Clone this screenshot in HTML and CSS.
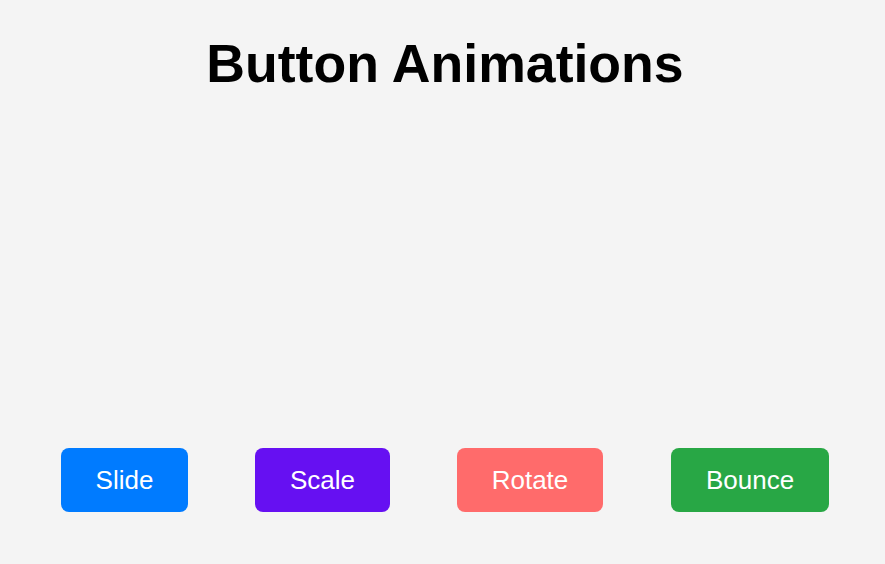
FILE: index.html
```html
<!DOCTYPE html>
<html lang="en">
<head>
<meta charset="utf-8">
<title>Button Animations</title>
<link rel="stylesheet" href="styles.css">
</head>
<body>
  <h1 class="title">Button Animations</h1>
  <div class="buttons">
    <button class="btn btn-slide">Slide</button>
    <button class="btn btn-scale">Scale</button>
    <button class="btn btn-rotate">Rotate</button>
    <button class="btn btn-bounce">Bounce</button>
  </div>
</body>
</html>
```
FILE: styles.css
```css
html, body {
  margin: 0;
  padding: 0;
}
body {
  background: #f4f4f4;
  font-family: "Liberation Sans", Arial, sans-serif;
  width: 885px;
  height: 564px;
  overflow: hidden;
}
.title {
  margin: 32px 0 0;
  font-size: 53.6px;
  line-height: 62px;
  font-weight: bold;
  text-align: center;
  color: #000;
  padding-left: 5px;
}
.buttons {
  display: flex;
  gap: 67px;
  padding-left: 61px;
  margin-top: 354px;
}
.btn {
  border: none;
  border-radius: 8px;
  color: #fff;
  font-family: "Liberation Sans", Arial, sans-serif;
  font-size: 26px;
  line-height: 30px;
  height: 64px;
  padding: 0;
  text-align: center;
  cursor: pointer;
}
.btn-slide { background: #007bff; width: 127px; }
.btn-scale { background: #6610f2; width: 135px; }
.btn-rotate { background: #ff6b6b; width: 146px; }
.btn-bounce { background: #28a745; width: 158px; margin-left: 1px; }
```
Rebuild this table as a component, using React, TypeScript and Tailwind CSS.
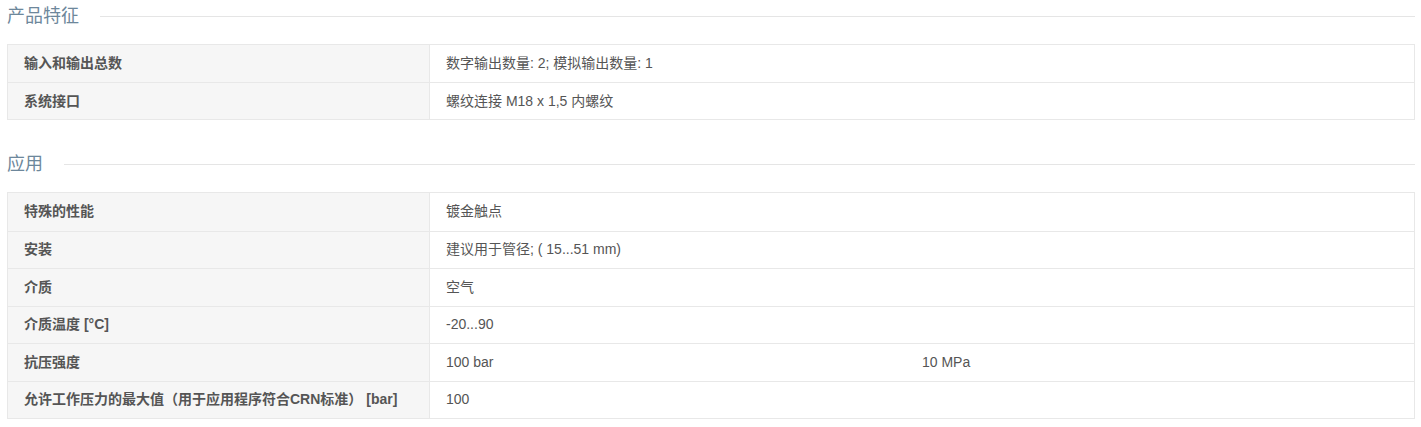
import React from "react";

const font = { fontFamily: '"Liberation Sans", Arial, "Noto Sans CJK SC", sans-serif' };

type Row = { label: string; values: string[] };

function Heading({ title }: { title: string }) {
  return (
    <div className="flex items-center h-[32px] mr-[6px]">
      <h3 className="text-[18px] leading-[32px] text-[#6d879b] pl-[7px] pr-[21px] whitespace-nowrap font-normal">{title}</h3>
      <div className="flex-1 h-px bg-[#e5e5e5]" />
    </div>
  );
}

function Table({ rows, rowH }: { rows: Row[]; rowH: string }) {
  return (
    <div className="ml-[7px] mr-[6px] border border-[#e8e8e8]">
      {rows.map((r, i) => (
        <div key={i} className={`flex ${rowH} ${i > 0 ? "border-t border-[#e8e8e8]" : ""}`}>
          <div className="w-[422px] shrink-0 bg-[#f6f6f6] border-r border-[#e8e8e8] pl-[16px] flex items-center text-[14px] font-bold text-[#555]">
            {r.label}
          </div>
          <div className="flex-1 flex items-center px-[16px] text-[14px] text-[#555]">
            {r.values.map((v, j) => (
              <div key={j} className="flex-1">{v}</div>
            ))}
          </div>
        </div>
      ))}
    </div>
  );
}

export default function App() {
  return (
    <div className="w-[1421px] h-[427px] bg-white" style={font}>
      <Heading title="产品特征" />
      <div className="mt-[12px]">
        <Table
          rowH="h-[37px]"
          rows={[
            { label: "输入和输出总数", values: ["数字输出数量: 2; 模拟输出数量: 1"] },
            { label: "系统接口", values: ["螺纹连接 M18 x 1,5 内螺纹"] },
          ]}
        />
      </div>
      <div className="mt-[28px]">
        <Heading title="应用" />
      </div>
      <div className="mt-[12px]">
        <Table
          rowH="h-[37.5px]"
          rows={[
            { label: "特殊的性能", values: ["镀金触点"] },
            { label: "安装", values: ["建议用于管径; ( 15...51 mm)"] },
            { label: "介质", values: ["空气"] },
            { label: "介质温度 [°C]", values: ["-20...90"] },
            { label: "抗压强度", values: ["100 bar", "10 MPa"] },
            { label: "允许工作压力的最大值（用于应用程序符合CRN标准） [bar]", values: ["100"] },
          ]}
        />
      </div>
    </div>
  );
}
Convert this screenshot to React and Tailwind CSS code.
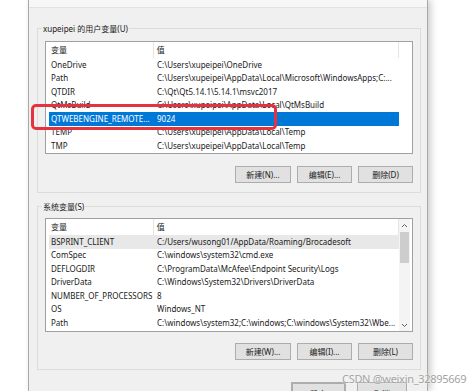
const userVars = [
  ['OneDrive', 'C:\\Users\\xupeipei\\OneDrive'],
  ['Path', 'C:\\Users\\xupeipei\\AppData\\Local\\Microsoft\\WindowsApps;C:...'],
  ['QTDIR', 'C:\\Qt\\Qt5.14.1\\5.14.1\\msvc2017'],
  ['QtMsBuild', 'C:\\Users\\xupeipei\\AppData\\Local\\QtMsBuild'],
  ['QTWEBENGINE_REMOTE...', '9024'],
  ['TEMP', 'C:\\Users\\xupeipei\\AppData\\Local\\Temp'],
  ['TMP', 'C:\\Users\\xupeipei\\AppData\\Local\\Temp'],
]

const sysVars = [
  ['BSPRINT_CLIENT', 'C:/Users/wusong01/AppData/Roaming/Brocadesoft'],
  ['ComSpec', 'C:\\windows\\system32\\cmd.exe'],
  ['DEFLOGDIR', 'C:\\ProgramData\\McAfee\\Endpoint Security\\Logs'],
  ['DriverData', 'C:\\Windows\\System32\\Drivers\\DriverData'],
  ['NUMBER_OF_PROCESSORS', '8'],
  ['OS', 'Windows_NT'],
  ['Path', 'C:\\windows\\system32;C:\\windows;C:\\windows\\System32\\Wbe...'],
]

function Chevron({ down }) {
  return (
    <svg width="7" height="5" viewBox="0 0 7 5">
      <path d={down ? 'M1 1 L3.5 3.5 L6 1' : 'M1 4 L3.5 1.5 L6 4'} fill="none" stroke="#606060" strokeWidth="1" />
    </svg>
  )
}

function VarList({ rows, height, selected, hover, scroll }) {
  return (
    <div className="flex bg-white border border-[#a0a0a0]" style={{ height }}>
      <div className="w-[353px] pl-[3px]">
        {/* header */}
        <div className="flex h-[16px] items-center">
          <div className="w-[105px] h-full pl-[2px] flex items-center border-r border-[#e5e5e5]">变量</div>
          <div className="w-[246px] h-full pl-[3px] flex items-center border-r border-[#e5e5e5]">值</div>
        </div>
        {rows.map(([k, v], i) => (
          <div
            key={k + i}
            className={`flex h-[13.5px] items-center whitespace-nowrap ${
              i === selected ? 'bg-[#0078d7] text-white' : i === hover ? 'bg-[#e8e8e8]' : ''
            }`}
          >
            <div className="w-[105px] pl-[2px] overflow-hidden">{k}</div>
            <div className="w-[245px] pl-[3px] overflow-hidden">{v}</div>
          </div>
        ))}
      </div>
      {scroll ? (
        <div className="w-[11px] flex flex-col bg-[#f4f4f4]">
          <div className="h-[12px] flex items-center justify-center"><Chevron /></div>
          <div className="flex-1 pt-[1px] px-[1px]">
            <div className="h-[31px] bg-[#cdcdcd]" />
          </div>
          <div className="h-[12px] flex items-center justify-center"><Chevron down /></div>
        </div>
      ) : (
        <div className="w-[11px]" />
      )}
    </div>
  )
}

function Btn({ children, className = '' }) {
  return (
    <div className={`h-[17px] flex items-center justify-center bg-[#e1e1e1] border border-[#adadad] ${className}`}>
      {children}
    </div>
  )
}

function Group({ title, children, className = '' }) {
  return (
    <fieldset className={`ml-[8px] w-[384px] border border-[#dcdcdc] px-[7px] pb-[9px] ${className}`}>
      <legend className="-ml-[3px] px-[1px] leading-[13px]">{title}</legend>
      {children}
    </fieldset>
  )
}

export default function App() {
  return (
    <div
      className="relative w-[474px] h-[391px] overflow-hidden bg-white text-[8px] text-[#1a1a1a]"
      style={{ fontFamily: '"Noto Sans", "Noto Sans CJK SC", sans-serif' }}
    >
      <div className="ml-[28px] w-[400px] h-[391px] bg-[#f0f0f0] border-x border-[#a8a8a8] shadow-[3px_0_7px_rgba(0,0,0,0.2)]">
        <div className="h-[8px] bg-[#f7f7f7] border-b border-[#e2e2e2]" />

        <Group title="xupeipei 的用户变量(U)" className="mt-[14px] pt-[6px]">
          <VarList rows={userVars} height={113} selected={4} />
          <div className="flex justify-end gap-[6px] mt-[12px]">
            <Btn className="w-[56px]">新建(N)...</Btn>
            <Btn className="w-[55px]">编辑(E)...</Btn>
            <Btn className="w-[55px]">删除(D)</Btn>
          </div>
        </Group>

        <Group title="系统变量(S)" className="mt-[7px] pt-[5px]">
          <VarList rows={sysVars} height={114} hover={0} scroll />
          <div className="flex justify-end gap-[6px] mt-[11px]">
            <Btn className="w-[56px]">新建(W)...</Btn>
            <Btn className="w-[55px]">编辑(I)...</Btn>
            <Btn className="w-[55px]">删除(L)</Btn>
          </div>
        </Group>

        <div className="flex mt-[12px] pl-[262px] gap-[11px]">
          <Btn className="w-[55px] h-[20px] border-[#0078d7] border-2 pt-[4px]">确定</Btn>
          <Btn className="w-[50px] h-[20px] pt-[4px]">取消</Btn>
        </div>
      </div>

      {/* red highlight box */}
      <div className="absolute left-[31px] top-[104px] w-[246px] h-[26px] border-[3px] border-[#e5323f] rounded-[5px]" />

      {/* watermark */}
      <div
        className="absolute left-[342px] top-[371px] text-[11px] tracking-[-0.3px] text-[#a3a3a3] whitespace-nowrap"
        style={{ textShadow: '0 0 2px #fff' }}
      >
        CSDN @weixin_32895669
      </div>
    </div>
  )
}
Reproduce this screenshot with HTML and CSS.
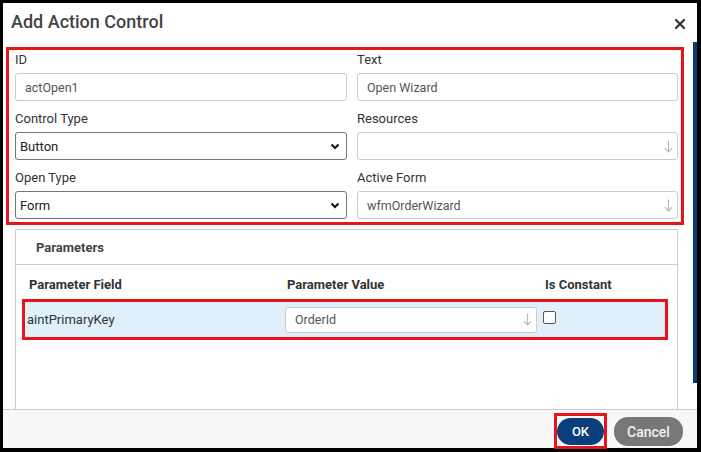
════════════════
Output the records above as they stand, from the first line to the line with "string; values: string[]", inclusive, and exclude the pictures.

Clone this screenshot in HTML and CSS.
FILE: index.html
```html
<!DOCTYPE html>
<html lang="en">
<head>
<meta charset="utf-8">
<title>Button Animations</title>
<link rel="stylesheet" href="styles.css">
</head>
<body>
  <h1 class="title">Button Animations</h1>
  <div class="buttons">
    <button class="btn btn-slide">Slide</button>
    <button class="btn btn-scale">Scale</button>
    <button class="btn btn-rotate">Rotate</button>
    <button class="btn btn-bounce">Bounce</button>
  </div>
</body>
</html>
```
FILE: styles.css
```css
html, body {
  margin: 0;
  padding: 0;
}
body {
  background: #f4f4f4;
  font-family: "Liberation Sans", Arial, sans-serif;
  width: 885px;
  height: 564px;
  overflow: hidden;
}
.title {
  margin: 32px 0 0;
  font-size: 53.6px;
  line-height: 62px;
  font-weight: bold;
  text-align: center;
  color: #000;
  padding-left: 5px;
}
.buttons {
  display: flex;
  gap: 67px;
  padding-left: 61px;
  margin-top: 354px;
}
.btn {
  border: none;
  border-radius: 8px;
  color: #fff;
  font-family: "Liberation Sans", Arial, sans-serif;
  font-size: 26px;
  line-height: 30px;
  height: 64px;
  padding: 0;
  text-align: center;
  cursor: pointer;
}
.btn-slide { background: #007bff; width: 127px; }
.btn-scale { background: #6610f2; width: 135px; }
.btn-rotate { background: #ff6b6b; width: 146px; }
.btn-bounce { background: #28a745; width: 158px; margin-left: 1px; }
```
Rebuild this table as a component, using React, TypeScript and Tailwind CSS.
import React from "react";

const font = { fontFamily: '"Liberation Sans", Arial, "Noto Sans CJK SC", sans-serif' };

type Row = { label: string; values: string[] };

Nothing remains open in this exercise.